Откровенно говоря, я не знал, как себя вести. Общаться вежливо предупредительно, но немного как с дурочкой, мне не хотелось. Разговаривать серьезно? Тоже не получилось бы. Я поймал себя на мысли, что больше всего хотел бы сейчас извиниться, а затем развернуться и уйти. Позвонить Борису, сказать, что все в этом деле ясно, - виноват его сынок. И больше не заниматься детективным бизнесом, в том виде как я занимался сейчас. Ограничиться слежкой за неверными супругами, или совсем уйти, куда глаза глядят. (Правда, в данную минуту они глядели на безумную, но красивую девушку.)
Ничего этого я не сделал, а стал смотреть на Юлю, пытаясь настроиться на ее волну. Попробую ощутить, что у нее делается во внутреннем мире. Вот прикол! Если бы я рассказал о своих возможностях Дмитрию Юрьевичу, какой бы он диагноз мне поставил?
                                           *** 
…раскачиваются качели! Вверх вниз, вверх вниз! Так приятно, так спокойно… качели… прямо как в детстве! Вверх, вниз, и замирает где-то внутри!…. Юля - Юленька не плачь… придет серенький волчок… серенький… волк. Он укусит за бочок!…
Качели в движении и мир вокруг нечеткий, спокойный. Не видно никого и ничего. Границы размыты. Сумерки в летний день. Но движение замедляется и мир проявляется своими страхами. Серенький волчок обернулся злобным зверем. Вот движение остановилось и страшные черные тени превращаются в людей. Старик стоит рядом, и что-то вещает злым голосом. "Юля… ты рисовала? К тебе пришел молодой человек…" А около старика Существо сильное и страшное ябедничает ему - "совсем не ест!… инсулин…". А волк поворачивается мордой, пасть у него раскрыта и летит из нее красная слюна… он скусит голову! Он же сейчас скусит голову маме! Мама, беги! Скорее на качели! Вверх, вниз, вверх, вниз! Мир теряет очертания, становится размытым, как пятна на рисунках старика… Вверх, вниз! И там, наверху, видно свечение, это Амон, он ждет ее!
"Глеб Петербургский к тебе пришел!" - доносится голос старика.

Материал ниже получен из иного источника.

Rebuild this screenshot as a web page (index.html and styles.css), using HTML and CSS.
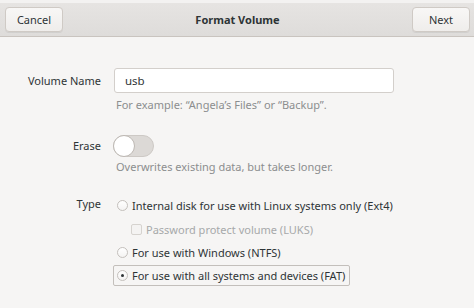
FILE: index.html
```html
<!DOCTYPE html>
<html>
<head>
<meta charset="utf-8">
<link rel="stylesheet" href="styles.css">
</head>
<body>
<div class="window">
  <div class="topstrip"></div>
  <header class="headerbar">
    <button class="btn">Cancel</button>
    <div class="title">Format Volume</div>
    <button class="btn">Next</button>
  </header>
  <main class="form">
    <div class="row row-name">
      <div class="label">Volume Name</div>
      <div class="field">
        <div class="entry">usb</div>
        <div class="hint hint-name">For example: “Angela’s Files” or “Backup”.</div>
      </div>
    </div>
    <div class="row row-erase">
      <div class="label label-erase">Erase</div>
      <div class="field">
        <div class="switch"><div class="knob"></div></div>
        <div class="hint hint-erase">Overwrites existing data, but takes longer.</div>
      </div>
    </div>
    <div class="row row-type">
      <div class="label label-type">Type</div>
      <div class="field options">
        <div class="opt"><span class="radio"></span><span>Internal disk for use with Linux systems only (Ext4)</span></div>
        <div class="opt sub disabled"><span class="check"></span><span>Password protect volume (LUKS)</span></div>
        <div class="opt"><span class="radio"></span><span>For use with Windows (NTFS)</span></div>
        <div class="opt focused"><span class="radio on"></span><span>For use with all systems and devices (FAT)</span></div>
      </div>
    </div>
  </main>
</div>
</body>
</html>
```
FILE: styles.css
```css
html, body {
  margin: 0;
  padding: 0;
}
body {
  width: 474px;
  height: 308px;
  overflow: hidden;
  background: #f6f5f4;
  font-family: "Noto Sans", "Open Sans", sans-serif;
  font-size: 11px;
  color: #2e3436;
}
.window {
  height: 308px;
  background: #f6f5f4;
}
.topstrip {
  height: 3px;
  background: #f3f2f1;
}
.headerbar {
  height: 33px;
  border-bottom: 1px solid #c9c4bf;
  background: linear-gradient(#e6e4e2, #dedcda);
  display: flex;
  align-items: center;
  justify-content: space-between;
  padding: 0 4px 0 5px;
}
.btn {
  width: 58px;
  height: 25px;
  margin-top: 0;
  border: 1px solid #cfcac5;
  border-radius: 4px;
  background: linear-gradient(#f8f7f6, #efedeb);
  box-shadow: 0 1px 0 rgba(0,0,0,0.06);
  font-family: inherit;
  font-size: 11px;
  color: #2e3436;
  padding: 0;
}
.title {
  font-weight: bold;
  font-size: 11px;
  color: #2e3436;
}
.form {
  padding-top: 31px;
}
.row {
  display: flex;
}
.label {
  width: 101px;
  text-align: right;
  flex-shrink: 0;
  margin-right: 13px;
  line-height: 25px;
}
.field {
  display: flex;
  flex-direction: column;
}
.entry {
  width: 268px;
  height: 23px;
  border: 1px solid #d3cfcb;
  border-radius: 3px;
  background: #ffffff;
  padding-left: 10px;
  line-height: 23px;
  font-size: 11.5px;
}
.hint {
  color: #8c8e8f;
  line-height: 14px;
  margin-top: 5px;
  padding-left: 2px;
}
.row-erase {
  margin-top: 23px;
}
.label-erase {
  line-height: 22px;
}
.switch {
  width: 39px;
  height: 20px;
  border: 1px solid #cdc9c5;
  border-radius: 11px;
  background: #dcd9d6;
  position: relative;
  margin-left: -1px;
}
.knob {
  position: absolute;
  left: -1px;
  top: -1px;
  width: 20px;
  height: 20px;
  border: 1px solid #bdb8b3;
  border-radius: 50%;
  background: #ffffff;
}
.hint-erase {
  margin-top: 3px;
}
.row-type {
  margin-top: 22px;
}
.label-type {
  line-height: 16px;
}
.options {
  gap: 5px;
}
.opt {
  display: flex;
  align-items: center;
  height: 16px;
  padding-left: 3px;
  border: 1px solid transparent;
  margin-left: -1px;
}
.opt.sub {
  padding-left: 17px;
  margin-top: 1px;
}
.opt.disabled {
  color: #a7a9aa;
}
.opt.focused {
  height: 19px;
  width: 232px;
  border: 1px solid #c3bfbb;
  border-radius: 2px;
  margin-top: -1px;
}
.radio {
  width: 11px;
  height: 11px;
  border: 1px solid #c4c0bc;
  border-radius: 50%;
  background: linear-gradient(#ffffff, #f4f3f2);
  box-sizing: border-box;
  margin-right: 4px;
  flex-shrink: 0;
  position: relative;
}
.radio.on::after {
  content: "";
  position: absolute;
  left: 3px;
  top: 3px;
  width: 3px;
  height: 3px;
  border-radius: 50%;
  background: #2e3436;
}
.check {
  width: 11px;
  height: 11px;
  border: 1px solid #d6d3cf;
  border-radius: 2px;
  background: #f4f3f2;
  box-sizing: border-box;
  margin-right: 4px;
  flex-shrink: 0;
}
```
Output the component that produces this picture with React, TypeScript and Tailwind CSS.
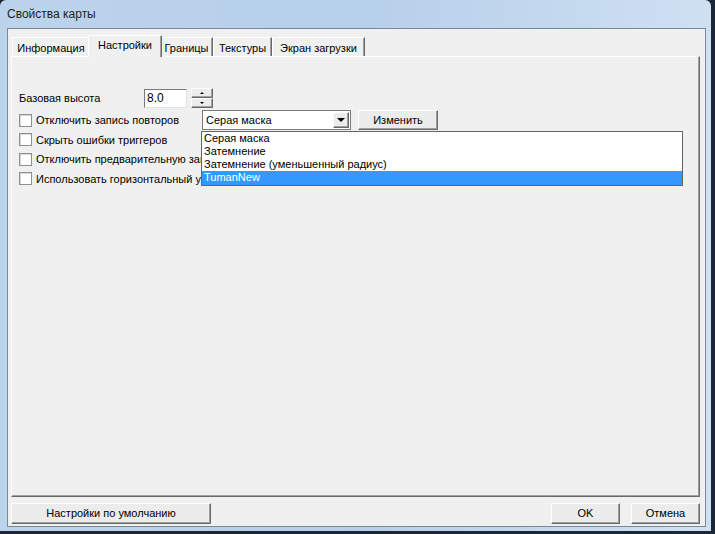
import React from "react";

const raised =
  "border border-t-white border-l-white border-r-[#696969] border-b-[#696969] shadow-[inset_-1px_-1px_0_#a0a0a0]";

function Checkbox({ label }: { label: string }) {
  return (
    <div className="flex items-center h-[19.5px] w-[190px] overflow-hidden">
      <span className="w-[13px] h-[13px] border border-[#8e8f8f] bg-white shadow-[inset_1px_1px_0_#d8d8d8] shrink-0" />
      <span className="ml-[4px] whitespace-nowrap">{label}</span>
    </div>
  );
}

function Button({ children, className }: { children: React.ReactNode; className?: string }) {
  return (
    <div className={`flex items-center justify-center bg-[#ececec] ${raised} ${className ?? ""}`}>
      {children}
    </div>
  );
}

const tabs = ["Информация", "Настройки", "Границы", "Текстуры", "Экран загрузки"];
const tabWidths = [78, 70, 53, 59, 93];

export default function App() {
  return (
    <div
      className="w-[715px] h-[534px] bg-[#1b2736] overflow-hidden text-[11px] text-black"
      style={{ fontFamily: '"Liberation Sans", Arial, sans-serif' }}
    >
      <div className="w-[711px] h-[531px] rounded-t-[6px] bg-gradient-to-r from-[#bcd3ec] via-[#b6cfea] to-[#cfe0f2] flex flex-col px-[7px] pr-[5px] pb-[4px]">
        {/* title bar */}
        <div className="h-[28px] flex items-center text-[12px] text-[#1e1e1e] shrink-0">
          Свойства карты
        </div>

        {/* client area */}
        <div className="flex-1 bg-[#f0f0f0] border border-[#7b8896] flex flex-col pl-[3px] pr-[5px] pt-[5px]">
          {/* tab strip */}
          <div className="flex items-end h-[22px] pl-[1px]">
            {tabs.map((t, i) => {
              const sel = i === 1;
              return (
                <div
                  key={t}
                  className={`flex items-center justify-center border border-b-0 border-t-white border-l-white border-r-[#696969] bg-[#f0f0f0] shadow-[inset_-1px_0_0_#a0a0a0] ${
                    sel ? "h-[22px] -mb-[1px] relative z-10 pb-[3px] -mx-[2px]" : "h-[19px] pt-[2px]"
                  }`}
                  style={{ width: sel ? tabWidths[i] + 4 : tabWidths[i] }}
                >
                  {t}
                </div>
              );
            })}
          </div>

          {/* tab panel */}
          <div className="relative h-[441px] border border-t-white border-l-white border-r-[#696969] border-b-[#696969] shadow-[inset_-1px_-1px_0_#a0a0a0] pl-[7px] pt-[31px]">
            <div className="flex items-center h-[20px]">
              <span className="w-[125px]">Базовая высота</span>
              <div className="w-[43px] h-[19px] bg-white border border-t-[#7a7a7a] border-l-[#7a7a7a] border-r-[#e3e3e3] border-b-[#e3e3e3] flex items-center pl-[2px] text-[12px]">
                8.0
              </div>
              <div className="ml-[4px] flex flex-col w-[22px] h-[20px]">
                <div className={`flex-1 flex items-center justify-center bg-[#ececec] ${raised}`}>
                  <span className="block w-0 h-0 border-x-[2px] border-x-transparent border-b-[2px] border-b-black" />
                </div>
                <div className={`flex-1 flex items-center justify-center bg-[#ececec] ${raised}`}>
                  <span className="block w-0 h-0 border-x-[2px] border-x-transparent border-t-[2px] border-t-black" />
                </div>
              </div>
            </div>

            <div className="mt-[2px] flex flex-col">
              <div className="flex items-center">
                <div className="w-[183px]">
                  <Checkbox label="Отключить запись повторов" />
                </div>
                <div className="w-[149px] h-[20px] bg-white border border-[#7a7a7a] flex items-center justify-between pl-[3px] pr-[1px]">
                  <span>Серая маска</span>
                  <div className={`w-[16px] h-[16px] bg-[#ececec] flex items-center justify-center ${raised}`}>
                    <span className="block w-0 h-0 border-x-[4px] border-x-transparent border-t-[4px] border-t-black" />
                  </div>
                </div>
                <Button className="ml-[7px] w-[80px] h-[20px]">Изменить</Button>
              </div>
              <Checkbox label="Скрыть ошибки триггеров" />
              <Checkbox label="Отключить предварительную загрузку" />
              <Checkbox label="Использовать горизонтальный уровень" />
            </div>

            {/* open dropdown list */}
            <div className="absolute left-[189px] top-[74px] w-[482px] h-[55px] bg-white border border-[#646464] flex flex-col leading-[13px]">
              <div className="pl-[2px]">Серая маска</div>
              <div className="pl-[2px]">Затемнение</div>
              <div className="pl-[2px]">Затемнение (уменьшенный радиус)</div>
              <div className="pl-[2px] bg-[#3399ff] text-white h-[14px]">TumanNew</div>
            </div>
          </div>

          {/* bottom buttons */}
          <div className="flex items-center mt-[6px] h-[21px]">
            <Button className="w-[200px] h-[21px]">Настройки по умолчанию</Button>
            <div className="flex-1" />
            <Button className="w-[69px] h-[21px]">OK</Button>
            <Button className="ml-[11px] w-[69px] h-[21px]">Отмена</Button>
          </div>
        </div>
      </div>
    </div>
  );
}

Вверх, вниз! Раскачивается на веревках лодочка. "Посмотри, к тебе пришел…" И она смотрит. Как на цветной палитре проявляется черно белое изображение…. Страшное лицо, Того, кто бродит по ней…
                                           *** 
Лицо девушки вдруг словно свело судорогой. Как будто рябь пошла по воде. Мужские черты выступили на нем. Словно Юлино лицо было лишь мягкой маской, и сквозь нее проступали жесткие линии лица мужчины. Длилось это не более двух-трех секунд. Затем девушку затрясло, как во время озноба и она закричала…
- Что с тобой? - Дмитрий сжимал ее в руках и, обращаясь к медсестре, кричал, - быстрее, 4 кубика в вену! Что вы стоите?
- Я его вижу! Вон он! Ариман! Он пришел за мной! - Она пыталась вырваться, размахивала руками, и сумела оттолкнуть Дмитрия от себя. Пока медсестра быстро и уверенно вскрывала ампулу с лекарством, набирала его в шприц, Юля смотрела на меня, точнее за мое левое плечо и продолжала кричать.
- Не надо! Уходи! Я еще не готова! Это Ариман!
Я все еще приходил в себя, до конца не осознавая, где нахожусь - во внутреннем мире и воспоминаниях Юли или в больничной палате? Но когда мимо просвистела чашка, брошенная Юлей, я все понял.
Вздрогнув, я обернулся. Естественно, там никого не было. Дмитрий вскочил с пола, куда его толкнула Юля, и потирал свое ушибленное при падении плечо. Медсестра, навалившись всем весом на девушку, делала ей инъекцию. Та из последних сил указывала рукой куда-то поверх меня. Крик ее становился все тише, рука слабела, опускаясь все ниже, пока совсем не упала.
Медсестра перевела дыхание, а затем стала прибираться в палате. Дмитрий подошел к девушке, лежащей на кровати лицом вниз, со свесившейся рукой. Приподнял ей веки, заглянул в глаза. Потом, взяв за запястье, прощупал пульс. После чего попытался перевернуть ее на спину.
- Помогите, что вы там встали? - бросил он мне.
Я замешкался, и на помощь ему пришла медсестра. Она ловко выдернула ее за вторую руку, крутанула, и Юля оказалась на спине. Я присмотрелся, мне показалось, что она не дышит. Грудная клетка была неподвижна. Наверно, Дмитрий тоже так решил, поскольку он что-то спросил у медсестры и подошел к девушке.
Сейчас раздышится, - пообещала медсестра и хлопнула пару раз ладонью Юлю по груди.